DATA SHOWN
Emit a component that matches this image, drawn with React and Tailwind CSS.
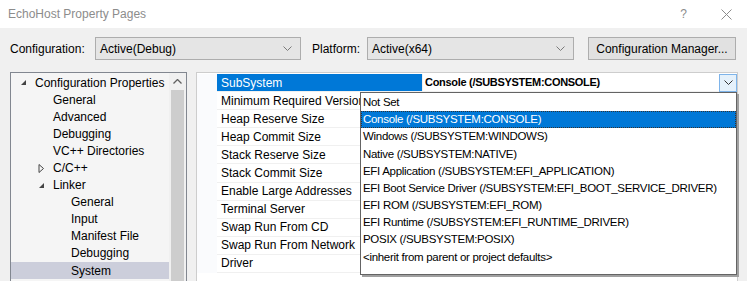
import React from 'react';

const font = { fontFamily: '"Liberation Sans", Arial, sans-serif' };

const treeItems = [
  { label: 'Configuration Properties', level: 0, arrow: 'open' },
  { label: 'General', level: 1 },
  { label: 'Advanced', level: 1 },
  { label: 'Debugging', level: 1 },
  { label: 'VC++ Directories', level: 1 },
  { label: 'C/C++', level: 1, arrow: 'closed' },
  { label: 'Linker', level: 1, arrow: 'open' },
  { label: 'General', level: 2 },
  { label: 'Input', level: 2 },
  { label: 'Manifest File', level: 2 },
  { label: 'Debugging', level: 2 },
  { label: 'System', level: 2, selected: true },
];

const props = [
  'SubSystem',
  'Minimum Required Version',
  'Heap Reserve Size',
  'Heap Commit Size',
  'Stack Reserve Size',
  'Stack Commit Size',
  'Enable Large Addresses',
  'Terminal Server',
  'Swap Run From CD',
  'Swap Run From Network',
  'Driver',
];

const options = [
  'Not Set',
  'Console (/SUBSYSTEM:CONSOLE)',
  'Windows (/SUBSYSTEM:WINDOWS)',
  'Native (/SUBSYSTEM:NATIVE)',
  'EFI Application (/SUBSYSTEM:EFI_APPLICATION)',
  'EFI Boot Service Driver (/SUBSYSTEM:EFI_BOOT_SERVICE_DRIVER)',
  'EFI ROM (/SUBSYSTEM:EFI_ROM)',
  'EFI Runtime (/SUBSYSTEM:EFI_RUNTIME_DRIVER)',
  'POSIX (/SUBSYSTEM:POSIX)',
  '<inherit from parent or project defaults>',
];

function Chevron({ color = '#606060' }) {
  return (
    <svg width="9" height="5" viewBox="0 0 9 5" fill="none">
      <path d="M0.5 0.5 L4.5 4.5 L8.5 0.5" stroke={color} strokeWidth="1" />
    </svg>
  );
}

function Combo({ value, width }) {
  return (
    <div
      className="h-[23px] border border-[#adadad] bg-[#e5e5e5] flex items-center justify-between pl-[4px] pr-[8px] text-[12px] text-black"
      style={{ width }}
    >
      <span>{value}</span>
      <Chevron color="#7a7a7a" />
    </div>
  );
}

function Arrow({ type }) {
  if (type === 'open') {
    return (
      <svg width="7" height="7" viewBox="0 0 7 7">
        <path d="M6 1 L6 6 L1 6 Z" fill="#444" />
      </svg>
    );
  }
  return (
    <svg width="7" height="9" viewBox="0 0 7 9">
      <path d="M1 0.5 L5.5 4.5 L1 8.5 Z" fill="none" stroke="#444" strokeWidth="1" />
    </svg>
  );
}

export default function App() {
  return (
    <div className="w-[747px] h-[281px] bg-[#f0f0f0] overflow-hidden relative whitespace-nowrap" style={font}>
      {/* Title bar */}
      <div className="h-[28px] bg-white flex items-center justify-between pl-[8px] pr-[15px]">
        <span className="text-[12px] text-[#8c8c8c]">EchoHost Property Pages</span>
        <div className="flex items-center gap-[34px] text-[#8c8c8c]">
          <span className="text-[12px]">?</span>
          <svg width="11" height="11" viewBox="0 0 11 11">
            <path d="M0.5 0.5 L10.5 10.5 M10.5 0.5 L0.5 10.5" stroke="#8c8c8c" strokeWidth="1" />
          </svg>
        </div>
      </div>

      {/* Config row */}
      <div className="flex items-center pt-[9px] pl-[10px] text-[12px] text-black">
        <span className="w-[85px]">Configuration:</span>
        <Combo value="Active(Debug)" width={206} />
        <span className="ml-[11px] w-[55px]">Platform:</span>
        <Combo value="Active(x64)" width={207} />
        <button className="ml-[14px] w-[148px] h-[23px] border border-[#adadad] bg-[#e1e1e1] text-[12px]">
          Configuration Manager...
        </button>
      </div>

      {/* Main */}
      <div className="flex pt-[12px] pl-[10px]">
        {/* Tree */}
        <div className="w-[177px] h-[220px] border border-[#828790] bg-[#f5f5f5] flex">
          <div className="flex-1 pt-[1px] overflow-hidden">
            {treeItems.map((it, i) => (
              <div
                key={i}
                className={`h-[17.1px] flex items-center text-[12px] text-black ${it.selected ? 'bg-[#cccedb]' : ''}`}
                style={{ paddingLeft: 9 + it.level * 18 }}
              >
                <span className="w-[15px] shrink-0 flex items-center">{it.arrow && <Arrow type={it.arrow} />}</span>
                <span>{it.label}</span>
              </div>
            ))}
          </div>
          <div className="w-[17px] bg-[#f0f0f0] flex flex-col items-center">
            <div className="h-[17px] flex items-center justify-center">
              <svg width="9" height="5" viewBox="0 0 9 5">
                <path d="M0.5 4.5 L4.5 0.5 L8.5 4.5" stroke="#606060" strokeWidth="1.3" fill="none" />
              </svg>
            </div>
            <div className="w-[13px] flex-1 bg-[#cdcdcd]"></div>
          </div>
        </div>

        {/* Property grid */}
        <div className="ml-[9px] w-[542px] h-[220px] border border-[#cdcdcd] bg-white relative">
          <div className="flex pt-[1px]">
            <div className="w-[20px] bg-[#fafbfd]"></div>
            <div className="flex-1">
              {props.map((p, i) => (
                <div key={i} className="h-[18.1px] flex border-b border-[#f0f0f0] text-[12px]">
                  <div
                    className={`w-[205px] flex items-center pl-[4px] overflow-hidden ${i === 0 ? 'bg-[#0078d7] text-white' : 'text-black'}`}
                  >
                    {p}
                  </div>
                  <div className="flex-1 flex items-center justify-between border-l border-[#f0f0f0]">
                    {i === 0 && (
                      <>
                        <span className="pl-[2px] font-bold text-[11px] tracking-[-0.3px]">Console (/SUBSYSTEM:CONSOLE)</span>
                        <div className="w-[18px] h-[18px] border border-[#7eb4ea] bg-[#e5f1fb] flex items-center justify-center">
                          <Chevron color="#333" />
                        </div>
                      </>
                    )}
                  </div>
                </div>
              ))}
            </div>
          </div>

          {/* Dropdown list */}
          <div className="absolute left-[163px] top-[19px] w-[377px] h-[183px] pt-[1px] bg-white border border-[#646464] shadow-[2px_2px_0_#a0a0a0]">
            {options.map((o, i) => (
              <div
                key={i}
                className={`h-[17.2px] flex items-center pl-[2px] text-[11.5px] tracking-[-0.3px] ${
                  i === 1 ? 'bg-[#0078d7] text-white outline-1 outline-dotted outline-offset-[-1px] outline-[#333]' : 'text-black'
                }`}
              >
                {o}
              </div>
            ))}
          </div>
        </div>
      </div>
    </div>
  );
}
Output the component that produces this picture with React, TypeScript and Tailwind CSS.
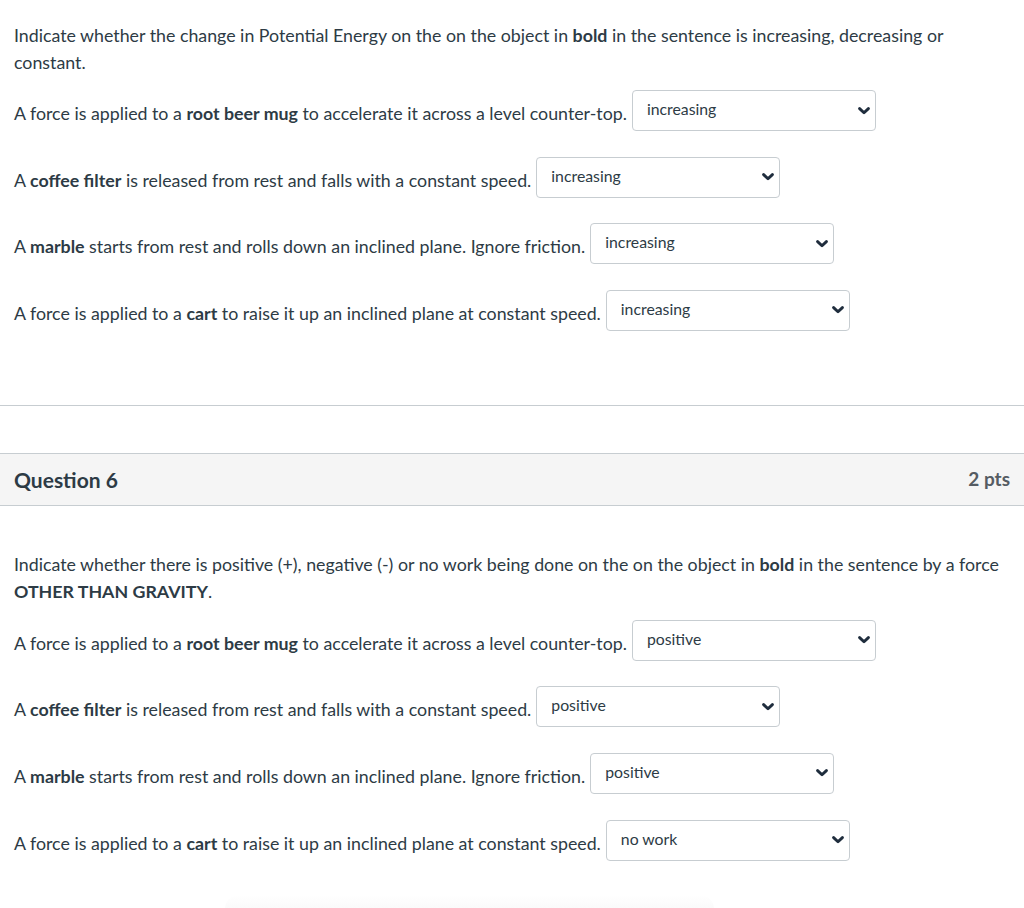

DIRECTIONS FOR THIS TASK
Copy the material above in full and exactly, skipping pictures.

SOLVED EXERCISE
Emit a component that matches this image, drawn with React and Tailwind CSS.
import React from 'react';

const font = { fontFamily: '"Liberation Sans", Arial, sans-serif' };

const treeItems = [
  { label: 'Configuration Properties', level: 0, arrow: 'open' },
  { label: 'General', level: 1 },
  { label: 'Advanced', level: 1 },
  { label: 'Debugging', level: 1 },
  { label: 'VC++ Directories', level: 1 },
  { label: 'C/C++', level: 1, arrow: 'closed' },
  { label: 'Linker', level: 1, arrow: 'open' },
  { label: 'General', level: 2 },
  { label: 'Input', level: 2 },
  { label: 'Manifest File', level: 2 },
  { label: 'Debugging', level: 2 },
  { label: 'System', level: 2, selected: true },
];

const props = [
  'SubSystem',
  'Minimum Required Version',
  'Heap Reserve Size',
  'Heap Commit Size',
  'Stack Reserve Size',
  'Stack Commit Size',
  'Enable Large Addresses',
  'Terminal Server',
  'Swap Run From CD',
  'Swap Run From Network',
  'Driver',
];

const options = [
  'Not Set',
  'Console (/SUBSYSTEM:CONSOLE)',
  'Windows (/SUBSYSTEM:WINDOWS)',
  'Native (/SUBSYSTEM:NATIVE)',
  'EFI Application (/SUBSYSTEM:EFI_APPLICATION)',
  'EFI Boot Service Driver (/SUBSYSTEM:EFI_BOOT_SERVICE_DRIVER)',
  'EFI ROM (/SUBSYSTEM:EFI_ROM)',
  'EFI Runtime (/SUBSYSTEM:EFI_RUNTIME_DRIVER)',
  'POSIX (/SUBSYSTEM:POSIX)',
  '<inherit from parent or project defaults>',
];

function Chevron({ color = '#606060' }) {
  return (
    <svg width="9" height="5" viewBox="0 0 9 5" fill="none">
      <path d="M0.5 0.5 L4.5 4.5 L8.5 0.5" stroke={color} strokeWidth="1" />
    </svg>
  );
}

function Combo({ value, width }) {
  return (
    <div
      className="h-[23px] border border-[#adadad] bg-[#e5e5e5] flex items-center justify-between pl-[4px] pr-[8px] text-[12px] text-black"
      style={{ width }}
    >
      <span>{value}</span>
      <Chevron color="#7a7a7a" />
    </div>
  );
}

function Arrow({ type }) {
  if (type === 'open') {
    return (
      <svg width="7" height="7" viewBox="0 0 7 7">
        <path d="M6 1 L6 6 L1 6 Z" fill="#444" />
      </svg>
    );
  }
  return (
    <svg width="7" height="9" viewBox="0 0 7 9">
      <path d="M1 0.5 L5.5 4.5 L1 8.5 Z" fill="none" stroke="#444" strokeWidth="1" />
    </svg>
  );
}

export default function App() {
  return (
    <div className="w-[747px] h-[281px] bg-[#f0f0f0] overflow-hidden relative whitespace-nowrap" style={font}>
      {/* Title bar */}
      <div className="h-[28px] bg-white flex items-center justify-between pl-[8px] pr-[15px]">
        <span className="text-[12px] text-[#8c8c8c]">EchoHost Property Pages</span>
        <div className="flex items-center gap-[34px] text-[#8c8c8c]">
          <span className="text-[12px]">?</span>
          <svg width="11" height="11" viewBox="0 0 11 11">
            <path d="M0.5 0.5 L10.5 10.5 M10.5 0.5 L0.5 10.5" stroke="#8c8c8c" strokeWidth="1" />
          </svg>
        </div>
      </div>

      {/* Config row */}
      <div className="flex items-center pt-[9px] pl-[10px] text-[12px] text-black">
        <span className="w-[85px]">Configuration:</span>
        <Combo value="Active(Debug)" width={206} />
        <span className="ml-[11px] w-[55px]">Platform:</span>
        <Combo value="Active(x64)" width={207} />
        <button className="ml-[14px] w-[148px] h-[23px] border border-[#adadad] bg-[#e1e1e1] text-[12px]">
          Configuration Manager...
        </button>
      </div>

      {/* Main */}
      <div className="flex pt-[12px] pl-[10px]">
        {/* Tree */}
        <div className="w-[177px] h-[220px] border border-[#828790] bg-[#f5f5f5] flex">
          <div className="flex-1 pt-[1px] overflow-hidden">
            {treeItems.map((it, i) => (
              <div
                key={i}
                className={`h-[17.1px] flex items-center text-[12px] text-black ${it.selected ? 'bg-[#cccedb]' : ''}`}
                style={{ paddingLeft: 9 + it.level * 18 }}
              >
                <span className="w-[15px] shrink-0 flex items-center">{it.arrow && <Arrow type={it.arrow} />}</span>
                <span>{it.label}</span>
              </div>
            ))}
          </div>
          <div className="w-[17px] bg-[#f0f0f0] flex flex-col items-center">
            <div className="h-[17px] flex items-center justify-center">
              <svg width="9" height="5" viewBox="0 0 9 5">
                <path d="M0.5 4.5 L4.5 0.5 L8.5 4.5" stroke="#606060" strokeWidth="1.3" fill="none" />
              </svg>
            </div>
            <div className="w-[13px] flex-1 bg-[#cdcdcd]"></div>
          </div>
        </div>

        {/* Property grid */}
        <div className="ml-[9px] w-[542px] h-[220px] border border-[#cdcdcd] bg-white relative">
          <div className="flex pt-[1px]">
            <div className="w-[20px] bg-[#fafbfd]"></div>
            <div className="flex-1">
              {props.map((p, i) => (
                <div key={i} className="h-[18.1px] flex border-b border-[#f0f0f0] text-[12px]">
                  <div
                    className={`w-[205px] flex items-center pl-[4px] overflow-hidden ${i === 0 ? 'bg-[#0078d7] text-white' : 'text-black'}`}
                  >
                    {p}
                  </div>
                  <div className="flex-1 flex items-center justify-between border-l border-[#f0f0f0]">
                    {i === 0 && (
                      <>
                        <span className="pl-[2px] font-bold text-[11px] tracking-[-0.3px]">Console (/SUBSYSTEM:CONSOLE)</span>
                        <div className="w-[18px] h-[18px] border border-[#7eb4ea] bg-[#e5f1fb] flex items-center justify-center">
                          <Chevron color="#333" />
                        </div>
                      </>
                    )}
                  </div>
                </div>
              ))}
            </div>
          </div>

          {/* Dropdown list */}
          <div className="absolute left-[163px] top-[19px] w-[377px] h-[183px] pt-[1px] bg-white border border-[#646464] shadow-[2px_2px_0_#a0a0a0]">
            {options.map((o, i) => (
              <div
                key={i}
                className={`h-[17.2px] flex items-center pl-[2px] text-[11.5px] tracking-[-0.3px] ${
                  i === 1 ? 'bg-[#0078d7] text-white outline-1 outline-dotted outline-offset-[-1px] outline-[#333]' : 'text-black'
                }`}
              >
                {o}
              </div>
            ))}
          </div>
        </div>
      </div>
    </div>
  );
}
Output the component that produces this picture with React, TypeScript and Tailwind CSS.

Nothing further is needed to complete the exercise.